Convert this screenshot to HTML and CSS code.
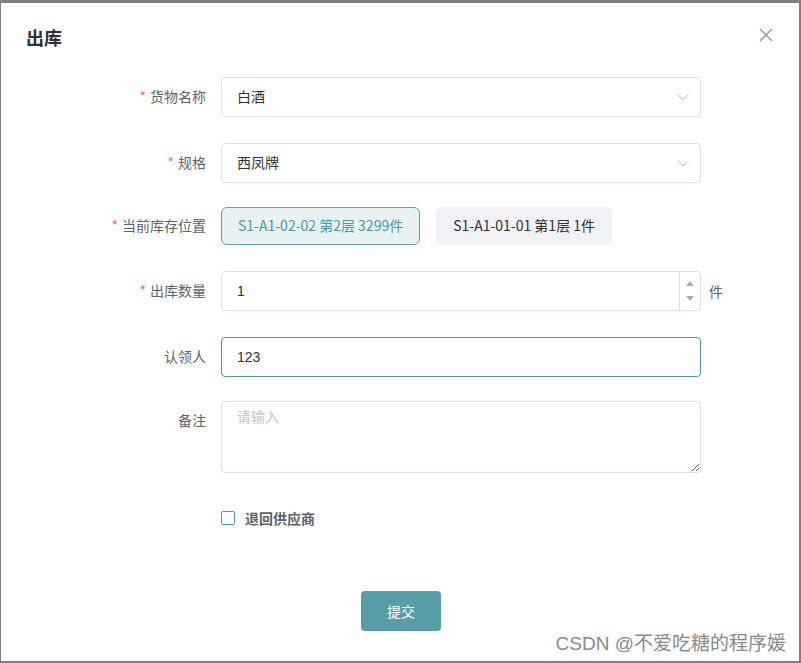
FILE: index.html
```html
<!DOCTYPE html>
<html lang="zh-CN">
<head>
<meta charset="utf-8">
<title>出库</title>
<link rel="stylesheet" href="styles.css">
</head>
<body>
<div class="dialog">
  <div class="dialog-header">
    <span class="title">出库</span>
    <button class="close" type="button" aria-label="关闭">
      <svg width="14" height="14" viewBox="0 0 14 14"><path d="M1 1 L13 13 M13 1 L1 13" stroke="#909399" stroke-width="1.3" fill="none"/></svg>
    </button>
  </div>
  <div class="dialog-body">
    <div class="form">
      <div class="form-item">
        <label class="label"><span class="star">*</span>货物名称</label>
        <div class="content">
          <div class="select">
            <span class="value">白酒</span>
            <svg class="chev" width="12" height="7" viewBox="0 0 12 7"><path d="M0.5 0.5 L6 6 L11.5 0.5" stroke="#c0c4cc" stroke-width="1" fill="none"/></svg>
          </div>
        </div>
      </div>
      <div class="form-item tight">
        <label class="label"><span class="star">*</span>规格</label>
        <div class="content">
          <div class="select">
            <span class="value">西凤牌</span>
            <svg class="chev" width="12" height="7" viewBox="0 0 12 7"><path d="M0.5 0.5 L6 6 L11.5 0.5" stroke="#c0c4cc" stroke-width="1" fill="none"/></svg>
          </div>
        </div>
      </div>
      <div class="form-item short">
        <label class="label label-short"><span class="star">*</span>当前库存位置</label>
        <div class="content chips">
          <button class="chip active" type="button">S1-A1-02-02 第2层 3299件</button>
          <button class="chip" type="button">S1-A1-01-01 第1层 1件</button>
        </div>
      </div>
      <div class="form-item">
        <label class="label"><span class="star">*</span>出库数量</label>
        <div class="content row">
          <div class="number">
            <span class="value">1</span>
            <div class="spin">
              <span class="spin-btn up"><svg width="8" height="5" viewBox="0 0 8 5"><path d="M0 5 L4 0 L8 5 Z" fill="#a8abb2"/></svg></span>
              <span class="spin-btn down"><svg width="8" height="5" viewBox="0 0 8 5"><path d="M0 0 L8 0 L4 5 Z" fill="#a8abb2"/></svg></span>
            </div>
          </div>
          <span class="unit">件</span>
        </div>
      </div>
      <div class="form-item tight">
        <label class="label">认领人</label>
        <div class="content">
          <div class="input focused"><span class="value">123</span></div>
        </div>
      </div>
      <div class="form-item">
        <label class="label">备注</label>
        <div class="content">
          <textarea class="textarea" placeholder="请输入"></textarea>
        </div>
      </div>
      <div class="form-item last">
        <label class="label"></label>
        <div class="content check-row">
          <span class="checkbox"></span>
          <span class="check-label">退回供应商</span>
        </div>
      </div>
    </div>
  </div>
  <div class="dialog-footer">
    <button class="submit" type="button">提交</button>
  </div>
  <div class="watermark">CSDN @不爱吃糖的程序媛</div>
</div>
</body>
</html>
```

FILE: styles.css
```css
* { box-sizing: border-box; }
html, body { margin: 0; padding: 0; }
body {
  background: #7f7f7f;
  font-family: "Noto Sans CJK SC", "Noto Sans", sans-serif;
  width: 801px;
  height: 663px;
  overflow: hidden;
}
.dialog {
  position: relative;
  margin: 3px 2px 2px 1px;
  width: 798px;
  height: 658px;
  background: #fff;
}
.dialog-header {
  display: flex;
  justify-content: space-between;
  align-items: flex-start;
  padding: 22px 26px 2px 25px;
}
.title {
  font-size: 18px;
  line-height: 24px;
  font-weight: bold;
  color: #303133;
}
.close {
  border: 0;
  background: none;
  padding: 0;
  margin-top: 3px;
  width: 14px;
  height: 14px;
  display: block;
}
.close svg { display: block; }
.dialog-body { padding-top: 26px; padding-left: 68px; }
.form { display: flex; flex-direction: column; }
.form-item { display: flex; margin-bottom: 26px; }
.form-item.tight { margin-bottom: 24px; }
.form-item.last { margin-bottom: 0; }
.label {
  width: 152px;
  flex: none;
  padding-right: 15px;
  text-align: right;
  font-size: 14px;
  line-height: 39px;
  color: #606266;
}
.label-short { line-height: 37px; }
.star { color: #f56c6c; margin-right: 4px; }
.content { flex: none; }
.select, .input, .number {
  width: 480px;
  height: 40px;
  border: 1px solid #dcdfe6;
  border-radius: 4px;
  display: flex;
  align-items: center;
  padding: 0 15px;
  font-size: 14px;
  color: #303133;
}
.select { padding-bottom: 2px; }
.value { flex: 1; font-family: "Liberation Sans", "Noto Sans CJK SC", sans-serif; }
.select .value { font-family: "Noto Sans CJK SC", sans-serif; }
.chev { display: block; margin-right: -4px; margin-top: 2px; }
.input.focused { border-color: #4f9ba3; }
.chips { display: flex; gap: 16px; height: 38px; }
.chip {
  height: 38px;
  padding: 0 16px 1px;
  border: 1px solid #f0f2f6;
  border-radius: 6px;
  background: #f0f2f6;
  color: #303133;
  font-family: "Noto Sans CJK SC", sans-serif;
  font-size: 14px;
  line-height: 35px;
}
.chip.active {
  background: #e8f2f3;
  border-color: #5c9fa7;
  color: #4b98a1;
}
.row { display: flex; align-items: center; }
.number { position: relative; padding-right: 0; }
.spin {
  width: 21px;
  height: 38px;
  border-left: 1px solid #dcdfe6;
  display: flex;
  flex-direction: column;
}
.spin-btn {
  flex: 1;
  display: flex;
  justify-content: center;
}
.spin-btn.up { align-items: flex-end; padding-bottom: 5px; }
.spin-btn.down { align-items: flex-start; padding-top: 5px; }
.spin-btn svg { display: block; }
.unit { margin-left: 8px; font-size: 14px; color: #606266; }
.textarea {
  display: block;
  width: 480px;
  height: 72px;
  border: 1px solid #dcdfe6;
  border-radius: 4px;
  padding: 4px 15px;
  font-family: "Noto Sans CJK SC", sans-serif;
  font-size: 14px;
  line-height: 21px;
  color: #303133;
  resize: vertical;
  outline: none;
}
.textarea::placeholder { color: #c0c4cc; }
.check-row { display: flex; align-items: center; height: 40px; padding-bottom: 2px; }
.checkbox {
  width: 14px;
  height: 14px;
  border: 1px solid #5a9ca5;
  border-radius: 2px;
  background: #fff;
}
.check-label {
  margin-left: 10px;
  font-size: 14px;
  font-weight: bold;
  color: #606266;
}
.dialog-footer {
  display: flex;
  justify-content: center;
  padding: 52px 0 30px;
}
.submit {
  width: 80px;
  height: 40px;
  border: 0;
  border-radius: 4px;
  background: #579fa8;
  color: #fff;
  font-family: "Noto Sans CJK SC", sans-serif;
  font-size: 14px;
  margin-left: 2px;
}
.watermark {
  position: absolute;
  right: 13px;
  bottom: 5px;
  font-family: "Liberation Sans", "Noto Sans CJK SC", sans-serif;
  font-size: 19px;
  line-height: 25px;
  color: #8a8a8a;
  text-shadow: 0 0 2px #fff;
  white-space: nowrap;
}
```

## GOAL
Quote the material in full and exactly; do not carry over its pictures.

## EXERCISE RESPONSE
Convert this screenshot to HTML and CSS code.
FILE: index.html
```html
<!DOCTYPE html>
<html lang="zh-CN">
<head>
<meta charset="utf-8">
<title>出库</title>
<link rel="stylesheet" href="styles.css">
</head>
<body>
<div class="dialog">
  <div class="dialog-header">
    <span class="title">出库</span>
    <button class="close" type="button" aria-label="关闭">
      <svg width="14" height="14" viewBox="0 0 14 14"><path d="M1 1 L13 13 M13 1 L1 13" stroke="#909399" stroke-width="1.3" fill="none"/></svg>
    </button>
  </div>
  <div class="dialog-body">
    <div class="form">
      <div class="form-item">
        <label class="label"><span class="star">*</span>货物名称</label>
        <div class="content">
          <div class="select">
            <span class="value">白酒</span>
            <svg class="chev" width="12" height="7" viewBox="0 0 12 7"><path d="M0.5 0.5 L6 6 L11.5 0.5" stroke="#c0c4cc" stroke-width="1" fill="none"/></svg>
          </div>
        </div>
      </div>
      <div class="form-item tight">
        <label class="label"><span class="star">*</span>规格</label>
        <div class="content">
          <div class="select">
            <span class="value">西凤牌</span>
            <svg class="chev" width="12" height="7" viewBox="0 0 12 7"><path d="M0.5 0.5 L6 6 L11.5 0.5" stroke="#c0c4cc" stroke-width="1" fill="none"/></svg>
          </div>
        </div>
      </div>
      <div class="form-item short">
        <label class="label label-short"><span class="star">*</span>当前库存位置</label>
        <div class="content chips">
          <button class="chip active" type="button">S1-A1-02-02 第2层 3299件</button>
          <button class="chip" type="button">S1-A1-01-01 第1层 1件</button>
        </div>
      </div>
      <div class="form-item">
        <label class="label"><span class="star">*</span>出库数量</label>
        <div class="content row">
          <div class="number">
            <span class="value">1</span>
            <div class="spin">
              <span class="spin-btn up"><svg width="8" height="5" viewBox="0 0 8 5"><path d="M0 5 L4 0 L8 5 Z" fill="#a8abb2"/></svg></span>
              <span class="spin-btn down"><svg width="8" height="5" viewBox="0 0 8 5"><path d="M0 0 L8 0 L4 5 Z" fill="#a8abb2"/></svg></span>
            </div>
          </div>
          <span class="unit">件</span>
        </div>
      </div>
      <div class="form-item tight">
        <label class="label">认领人</label>
        <div class="content">
          <div class="input focused"><span class="value">123</span></div>
        </div>
      </div>
      <div class="form-item">
        <label class="label">备注</label>
        <div class="content">
          <textarea class="textarea" placeholder="请输入"></textarea>
        </div>
      </div>
      <div class="form-item last">
        <label class="label"></label>
        <div class="content check-row">
          <span class="checkbox"></span>
          <span class="check-label">退回供应商</span>
        </div>
      </div>
    </div>
  </div>
  <div class="dialog-footer">
    <button class="submit" type="button">提交</button>
  </div>
  <div class="watermark">CSDN @不爱吃糖的程序媛</div>
</div>
</body>
</html>
```

FILE: styles.css
```css
* { box-sizing: border-box; }
html, body { margin: 0; padding: 0; }
body {
  background: #7f7f7f;
  font-family: "Noto Sans CJK SC", "Noto Sans", sans-serif;
  width: 801px;
  height: 663px;
  overflow: hidden;
}
.dialog {
  position: relative;
  margin: 3px 2px 2px 1px;
  width: 798px;
  height: 658px;
  background: #fff;
}
.dialog-header {
  display: flex;
  justify-content: space-between;
  align-items: flex-start;
  padding: 22px 26px 2px 25px;
}
.title {
  font-size: 18px;
  line-height: 24px;
  font-weight: bold;
  color: #303133;
}
.close {
  border: 0;
  background: none;
  padding: 0;
  margin-top: 3px;
  width: 14px;
  height: 14px;
  display: block;
}
.close svg { display: block; }
.dialog-body { padding-top: 26px; padding-left: 68px; }
.form { display: flex; flex-direction: column; }
.form-item { display: flex; margin-bottom: 26px; }
.form-item.tight { margin-bottom: 24px; }
.form-item.last { margin-bottom: 0; }
.label {
  width: 152px;
  flex: none;
  padding-right: 15px;
  text-align: right;
  font-size: 14px;
  line-height: 39px;
  color: #606266;
}
.label-short { line-height: 37px; }
.star { color: #f56c6c; margin-right: 4px; }
.content { flex: none; }
.select, .input, .number {
  width: 480px;
  height: 40px;
  border: 1px solid #dcdfe6;
  border-radius: 4px;
  display: flex;
  align-items: center;
  padding: 0 15px;
  font-size: 14px;
  color: #303133;
}
.select { padding-bottom: 2px; }
.value { flex: 1; font-family: "Liberation Sans", "Noto Sans CJK SC", sans-serif; }
.select .value { font-family: "Noto Sans CJK SC", sans-serif; }
.chev { display: block; margin-right: -4px; margin-top: 2px; }
.input.focused { border-color: #4f9ba3; }
.chips { display: flex; gap: 16px; height: 38px; }
.chip {
  height: 38px;
  padding: 0 16px 1px;
  border: 1px solid #f0f2f6;
  border-radius: 6px;
  background: #f0f2f6;
  color: #303133;
  font-family: "Noto Sans CJK SC", sans-serif;
  font-size: 14px;
  line-height: 35px;
}
.chip.active {
  background: #e8f2f3;
  border-color: #5c9fa7;
  color: #4b98a1;
}
.row { display: flex; align-items: center; }
.number { position: relative; padding-right: 0; }
.spin {
  width: 21px;
  height: 38px;
  border-left: 1px solid #dcdfe6;
  display: flex;
  flex-direction: column;
}
.spin-btn {
  flex: 1;
  display: flex;
  justify-content: center;
}
.spin-btn.up { align-items: flex-end; padding-bottom: 5px; }
.spin-btn.down { align-items: flex-start; padding-top: 5px; }
.spin-btn svg { display: block; }
.unit { margin-left: 8px; font-size: 14px; color: #606266; }
.textarea {
  display: block;
  width: 480px;
  height: 72px;
  border: 1px solid #dcdfe6;
  border-radius: 4px;
  padding: 4px 15px;
  font-family: "Noto Sans CJK SC", sans-serif;
  font-size: 14px;
  line-height: 21px;
  color: #303133;
  resize: vertical;
  outline: none;
}
.textarea::placeholder { color: #c0c4cc; }
.check-row { display: flex; align-items: center; height: 40px; padding-bottom: 2px; }
.checkbox {
  width: 14px;
  height: 14px;
  border: 1px solid #5a9ca5;
  border-radius: 2px;
  background: #fff;
}
.check-label {
  margin-left: 10px;
  font-size: 14px;
  font-weight: bold;
  color: #606266;
}
.dialog-footer {
  display: flex;
  justify-content: center;
  padding: 52px 0 30px;
}
.submit {
  width: 80px;
  height: 40px;
  border: 0;
  border-radius: 4px;
  background: #579fa8;
  color: #fff;
  font-family: "Noto Sans CJK SC", sans-serif;
  font-size: 14px;
  margin-left: 2px;
}
.watermark {
  position: absolute;
  right: 13px;
  bottom: 5px;
  font-family: "Liberation Sans", "Noto Sans CJK SC", sans-serif;
  font-size: 19px;
  line-height: 25px;
  color: #8a8a8a;
  text-shadow: 0 0 2px #fff;
  white-space: nowrap;
}
```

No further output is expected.